I Didn’t Clap
On Thursday night, we were each urged to open bedroom windows, stand by doorways or on patios and at 8pm, offer applause to our health service and its staff. Social media is littered with memes and graphics demonstrating their creators’ and sharers’ gratitude and felicity for this organisation. Even if I were well enough, I wouldn’t have stood by my open window clapping into the darkness, like some escapee from the asylum. It’s not that I’m ungrateful. Doctors, nurses, pharmacists, carers and cleaners attend work each day hoping not to bring anything nasty home to their spouses and children. A school is more easily closed during a pandemic than a hospital, but I’m still not prepared to applaud, glad of its frontline staff though I am. So why this seemingly petulant tone? Well I’ve got a few issues with our health service which the current pandemic has not assuaged.
Firstly, overpaid management. Why do more than two dozen NHS managers get paid more than the Prime Minister? Running a Trust must be a tough job, but is it really more pressured than the one whose finger is on the nuclear button and who bears responsibility for every hospital, school and prison in the land? One NHS ‘management consultant’ gets double the PM’s remuneration. Can I applaud this? No.

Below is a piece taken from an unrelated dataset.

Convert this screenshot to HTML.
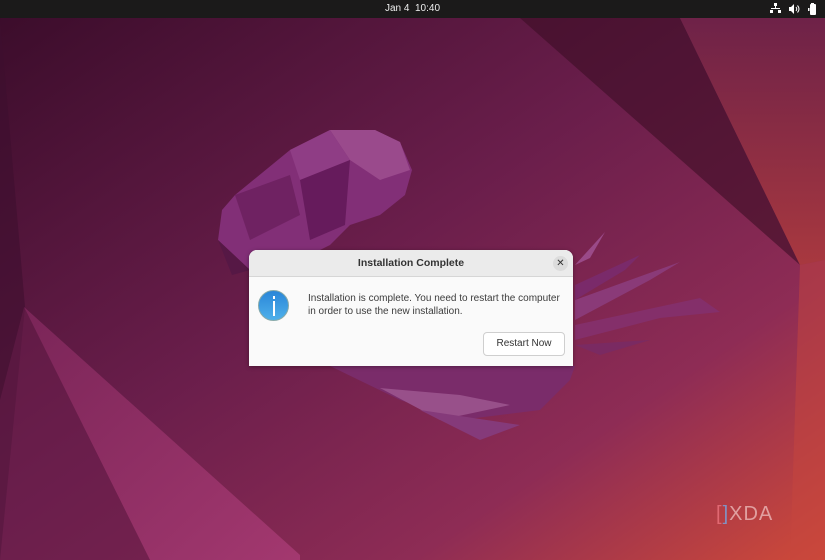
<!DOCTYPE html>
<html><head><meta charset="utf-8"><style>
*{margin:0;padding:0;box-sizing:border-box}
body{width:825px;height:560px;overflow:hidden;position:relative;font-family:"Liberation Sans",sans-serif;background:#5a1a42}
svg.bg{position:absolute;left:0;top:0}
.top{position:absolute;left:0;top:0;width:825px;height:18px;background:#1b1a1a;color:#eee;font-size:10px;text-align:center;line-height:17px}
.dlg{position:absolute;left:249px;top:250px;width:324px;height:116px;background:#fafafa;border-radius:8px 8px 0 0;box-shadow:0 1px 4px rgba(0,0,0,.35);overflow:hidden}
.hd{height:27px;background:#ebebeb;border-bottom:1px solid #d6d6d6;text-align:center;font-weight:bold;font-size:10.5px;color:#333;line-height:27px}
.x{position:absolute;right:5px;top:6px;width:15px;height:15px;border-radius:50%;background:#dcdcdc;font-size:10px;line-height:15px;text-align:center;color:#333}
.ic{position:absolute;left:9px;top:40px;width:31px;height:31px;border-radius:50%;background:linear-gradient(#2a86d8,#4eb0ea);border:1px solid #8aa}
.ic:after{content:"";position:absolute;left:14px;top:10px;width:2px;height:15px;background:#fff}
.ic:before{content:"";position:absolute;left:14px;top:5px;width:2px;height:3px;background:#fff}
.msg{position:absolute;left:59px;top:43px;font-size:10px;line-height:12.5px;color:#3c3c3c}
.btn{position:absolute;left:234px;top:82px;width:82px;height:24px;border:1px solid #cfcfcf;border-radius:4px;background:#fff;font-size:10px;color:#333;text-align:center;line-height:22px}
.xda{position:absolute;left:716px;top:503px;font-size:20px;color:#e8b0b0;letter-spacing:1px;opacity:.85}
</style></head><body>
<svg class="bg" width="825" height="560" viewBox="0 0 825 560">
<defs>
<linearGradient id="g" x1="0" y1="0" x2="1" y2="1">
<stop offset="0" stop-color="#3a0c2a"/><stop offset=".45" stop-color="#6a1e4b"/><stop offset=".75" stop-color="#8e2c55"/><stop offset="1" stop-color="#cf4a38"/></linearGradient>
<linearGradient id="l" x1="0" y1="0" x2="1" y2="1"><stop offset="0" stop-color="#7a2558"/><stop offset="1" stop-color="#a3386f"/></linearGradient>
<linearGradient id="r" x1="0" y1="0" x2="0" y2="1"><stop offset="0" stop-color="#6e2248"/><stop offset="1" stop-color="#a8383f"/></linearGradient>
</defs>
<rect width="825" height="560" fill="url(#g)"/>
<polygon points="0,18 25,307 0,560" fill="#3e0f2e" opacity=".6"/>
<polygon points="24,307 300,555 300,560 150,560" fill="url(#l)"/>
<polygon points="0,400 24,307 150,560 0,560" fill="#6a1e4c" opacity=".5"/>
<polygon points="520,18 680,18 800,265" fill="#3c0e25" opacity=".6"/>
<polygon points="680,18 825,18 825,260 800,265" fill="url(#r)"/>
<polygon points="800,265 825,260 825,560 790,560" fill="#c5463e" opacity=".5"/>
<g>
<polygon points="235,195 290,150 330,130 375,130 400,142 412,170 405,195 380,215 350,225 330,245 300,260 250,270 218,240 222,210" fill="#822f77"/>
<polygon points="330,130 375,130 400,142 410,170 380,180 350,160" fill="#9a4a8c"/>
<polygon points="290,150 330,130 350,160 300,180" fill="#8f3d85"/>
<polygon points="235,195 290,175 300,215 250,240" fill="#6f2262"/>
<polygon points="300,180 350,160 345,225 310,240" fill="#661b5c"/>
<polygon points="218,240 250,270 232,275" fill="#561845"/>
<polygon points="330,366 400,400 460,420 540,410 570,380 575,366" fill="#7a2c6a"/>
<polygon points="380,388 440,420 510,405 460,395" fill="#98508a"/>
<polygon points="420,410 480,440 520,425" fill="#853a7a"/>
<polygon points="575,265 605,232 590,258" fill="#9a4a88"/>
<polygon points="575,285 640,255 625,270 575,300" fill="#7a2a6a"/>
<polygon points="575,300 680,262 650,280 575,320" fill="#8a3a78"/>
<polygon points="575,325 700,298 720,312 660,318 575,340" fill="#842f6a"/>
<polygon points="575,345 650,340 600,355" fill="#7a2a62"/>
</g>
</svg>
<div class="top">Jan 4&nbsp; 10:40
<svg style="position:absolute;right:44px;top:3px" width="11" height="11" viewBox="0 0 11 11" fill="#fff"><rect x="4" y="0" width="3" height="3"/><rect x="5" y="3" width="1" height="3"/><rect x="1" y="5" width="9" height="1"/><rect x="0" y="7" width="3" height="3"/><rect x="8" y="7" width="3" height="3"/></svg>
<svg style="position:absolute;right:25px;top:4px" width="11" height="10" viewBox="0 0 11 10" fill="#fff"><polygon points="0,3 2,3 5,0 5,10 2,7 0,7"/><path d="M7 3q1.5 2 0 4M8.5 1.5q3 3.5 0 7" stroke="#fff" fill="none"/></svg>
<svg style="position:absolute;right:7px;top:3px" width="10" height="12" viewBox="0 0 10 12"><rect x="3" y="0" width="3" height="1" fill="#fff"/><rect x="2" y="1" width="6" height="11" rx="1" fill="#fff"/><rect x="0" y="5" width="1.5" height="3" fill="#fff"/></svg>
</div>
<div class="dlg">
<div class="hd">Installation Complete</div>
<div class="x">✕</div>
<div class="ic"></div>
<div class="msg">Installation is complete. You need to restart the computer<br>in order to use the new installation.</div>
<div class="btn">Restart Now</div>
</div>
<div class="xda"><span style="color:#e9707a">[</span><span style="color:#7aa0d8">]</span>XDA</div>
</body></html>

Secondly, some sections of the health service are seemingly motivated by ideology rather than science and care. A national newspaper reports that thirty-five psychologists have quit the NHS gender-identity service in three years on account of pressure to change children’s gender. Kiddies as young as three have been treated for gender dysphoria; numbers treated have risen from 77 to 2,590 in the last ten years. This is the same NHS we’ve all been asked to praise this past week. No thank you.
Thirdly, the NHS cheerfully kills over 200,600 children in a 12-month period. Furthermore, it generously performed a further 4,687 executions inside the wombs of non-resident mothers. I appreciate some of these women are in physical or mental danger; life stories are seldom straight forward. However, I better appreciate the more terrifying state of danger in which these little boys and girls are placed when mum goes down to the abortion clinic- kindly and enthusiastically paid for and managed by our NHS.
While management consultants and chief executives absorb precious funds while wards are poorly staffed, I’ll not be clapping. While NHS staff fiddle about with children’s self-identity, possibly doing permanent damage, I’ll not applaud. While countless children are snuffed out, their remains discarded along with general medical waste, I’ll offer no applause.
But to those frontline staff- and those who are supporting them- who continue working despite the dangers, I offer you my thanks and sincere gratitude. I pray the blessing of Almighty God be on you and your families. As you go out to work to save others, may you know Him who came to earth to save you.